Weekly Deep Cleaning

  • Remove all shelves and interior components and sanitize with a pH-neutral, food-safe cleaning solution. Rinse and dry thoroughly before restocking — detergent residue on food-contact surfaces is a food safety violation.
  • Clean the condenser coils on self-contained units using a soft brush or low-pressure compressed air. Dust-clogged condenser coils are the single most common cause of refrigeration inefficiency and compressor overheating in commercial display cases — coils should be free of dust and lint buildup.
  • Inspect and clean evaporator fans and fan guards for dust accumulation that restricts airflow inside the cabinet.

Monthly and Annual Checks

  • Check and calibrate the temperature controller against a traceable thermometer.

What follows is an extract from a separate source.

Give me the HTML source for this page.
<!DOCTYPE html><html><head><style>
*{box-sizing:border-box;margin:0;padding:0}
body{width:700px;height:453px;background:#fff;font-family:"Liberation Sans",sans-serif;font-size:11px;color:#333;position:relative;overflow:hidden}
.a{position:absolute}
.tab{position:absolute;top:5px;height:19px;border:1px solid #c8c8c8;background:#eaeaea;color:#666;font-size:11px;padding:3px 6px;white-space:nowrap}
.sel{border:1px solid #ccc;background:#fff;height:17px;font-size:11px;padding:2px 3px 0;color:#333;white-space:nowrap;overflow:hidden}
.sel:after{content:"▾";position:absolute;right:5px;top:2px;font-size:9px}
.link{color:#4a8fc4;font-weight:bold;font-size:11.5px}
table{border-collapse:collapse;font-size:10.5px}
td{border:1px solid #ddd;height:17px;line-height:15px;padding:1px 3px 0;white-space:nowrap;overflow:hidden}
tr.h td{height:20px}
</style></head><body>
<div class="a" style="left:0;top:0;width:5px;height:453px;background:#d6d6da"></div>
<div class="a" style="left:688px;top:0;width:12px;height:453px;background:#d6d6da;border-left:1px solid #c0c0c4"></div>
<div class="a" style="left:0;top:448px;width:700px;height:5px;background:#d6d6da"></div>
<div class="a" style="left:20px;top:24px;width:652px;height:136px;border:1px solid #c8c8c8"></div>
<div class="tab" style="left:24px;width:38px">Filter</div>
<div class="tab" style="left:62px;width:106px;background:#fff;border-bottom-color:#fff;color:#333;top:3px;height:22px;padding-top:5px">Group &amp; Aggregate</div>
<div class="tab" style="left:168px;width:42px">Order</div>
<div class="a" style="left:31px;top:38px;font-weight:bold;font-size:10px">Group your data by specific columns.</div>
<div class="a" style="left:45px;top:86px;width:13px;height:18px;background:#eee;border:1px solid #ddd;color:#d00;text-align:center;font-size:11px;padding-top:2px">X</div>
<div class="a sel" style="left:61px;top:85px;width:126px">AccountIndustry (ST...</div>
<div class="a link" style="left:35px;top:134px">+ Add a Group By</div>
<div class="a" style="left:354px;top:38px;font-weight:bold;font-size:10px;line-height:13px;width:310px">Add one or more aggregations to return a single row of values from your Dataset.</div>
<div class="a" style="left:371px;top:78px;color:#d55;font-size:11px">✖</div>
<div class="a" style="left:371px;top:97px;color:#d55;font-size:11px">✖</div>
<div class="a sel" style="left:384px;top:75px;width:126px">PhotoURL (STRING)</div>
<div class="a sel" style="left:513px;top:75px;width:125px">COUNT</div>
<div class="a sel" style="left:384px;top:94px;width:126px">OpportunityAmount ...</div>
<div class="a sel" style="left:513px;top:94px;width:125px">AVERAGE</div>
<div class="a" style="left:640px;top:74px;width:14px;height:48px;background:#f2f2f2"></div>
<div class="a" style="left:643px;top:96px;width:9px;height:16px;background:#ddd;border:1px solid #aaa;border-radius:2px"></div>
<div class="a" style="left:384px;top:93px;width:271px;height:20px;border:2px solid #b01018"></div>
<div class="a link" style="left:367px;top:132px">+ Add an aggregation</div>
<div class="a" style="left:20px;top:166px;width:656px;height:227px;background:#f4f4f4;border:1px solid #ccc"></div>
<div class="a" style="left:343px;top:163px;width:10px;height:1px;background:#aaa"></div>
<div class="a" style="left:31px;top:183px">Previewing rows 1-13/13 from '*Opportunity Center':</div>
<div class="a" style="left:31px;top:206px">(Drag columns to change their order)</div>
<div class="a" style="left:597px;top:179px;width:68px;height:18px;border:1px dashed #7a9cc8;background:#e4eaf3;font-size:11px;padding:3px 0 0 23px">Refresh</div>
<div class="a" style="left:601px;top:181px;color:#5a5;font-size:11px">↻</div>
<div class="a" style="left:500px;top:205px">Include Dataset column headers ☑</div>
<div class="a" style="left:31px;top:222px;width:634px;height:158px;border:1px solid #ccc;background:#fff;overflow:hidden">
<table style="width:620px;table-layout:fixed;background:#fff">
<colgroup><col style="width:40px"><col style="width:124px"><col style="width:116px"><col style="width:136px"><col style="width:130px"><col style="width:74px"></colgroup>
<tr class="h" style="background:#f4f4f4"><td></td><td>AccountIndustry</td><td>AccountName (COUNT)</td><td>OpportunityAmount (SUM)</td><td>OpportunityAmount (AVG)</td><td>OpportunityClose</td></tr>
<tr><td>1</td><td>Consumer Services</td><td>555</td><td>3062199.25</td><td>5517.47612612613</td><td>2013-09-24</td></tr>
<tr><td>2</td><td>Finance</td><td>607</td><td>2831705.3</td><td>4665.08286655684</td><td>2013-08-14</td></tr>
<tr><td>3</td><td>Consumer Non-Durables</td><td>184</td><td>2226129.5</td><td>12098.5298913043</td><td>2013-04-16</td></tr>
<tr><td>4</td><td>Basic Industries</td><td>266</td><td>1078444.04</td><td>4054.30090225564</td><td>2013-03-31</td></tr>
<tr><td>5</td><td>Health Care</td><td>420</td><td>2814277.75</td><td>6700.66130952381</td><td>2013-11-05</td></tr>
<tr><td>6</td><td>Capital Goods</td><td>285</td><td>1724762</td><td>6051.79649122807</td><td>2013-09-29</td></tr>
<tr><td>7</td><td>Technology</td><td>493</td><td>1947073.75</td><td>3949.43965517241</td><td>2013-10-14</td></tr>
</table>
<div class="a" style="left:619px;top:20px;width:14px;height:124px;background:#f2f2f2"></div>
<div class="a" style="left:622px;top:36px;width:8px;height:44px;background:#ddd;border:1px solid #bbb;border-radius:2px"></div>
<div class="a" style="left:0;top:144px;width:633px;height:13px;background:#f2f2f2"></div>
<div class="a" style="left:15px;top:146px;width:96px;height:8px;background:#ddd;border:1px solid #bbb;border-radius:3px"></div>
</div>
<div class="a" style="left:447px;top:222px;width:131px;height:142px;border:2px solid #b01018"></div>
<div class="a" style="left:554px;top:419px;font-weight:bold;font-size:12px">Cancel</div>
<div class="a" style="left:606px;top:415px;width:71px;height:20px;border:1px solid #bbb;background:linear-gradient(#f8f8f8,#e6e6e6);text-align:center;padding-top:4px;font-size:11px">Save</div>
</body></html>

Electronic controllers can drift over time, and a unit reading 38°F that is actually holding at 44°F poses a direct food safety risk.
  • Inspect refrigerant lines and fittings for signs of leaks (oil staining around joints, ice formation on suction lines in abnormal locations). Any suspected refrigerant leak should be addressed immediately by a licensed commercial refrigeration technician.
  • Schedule an annual professional service call for a comprehensive check of compressor performance, refrigerant charge, electrical connections, and component wear. Annual preventive maintenance visits by a qualified technician extend equipment life and identify developing problems before they become emergency failures during a busy service period.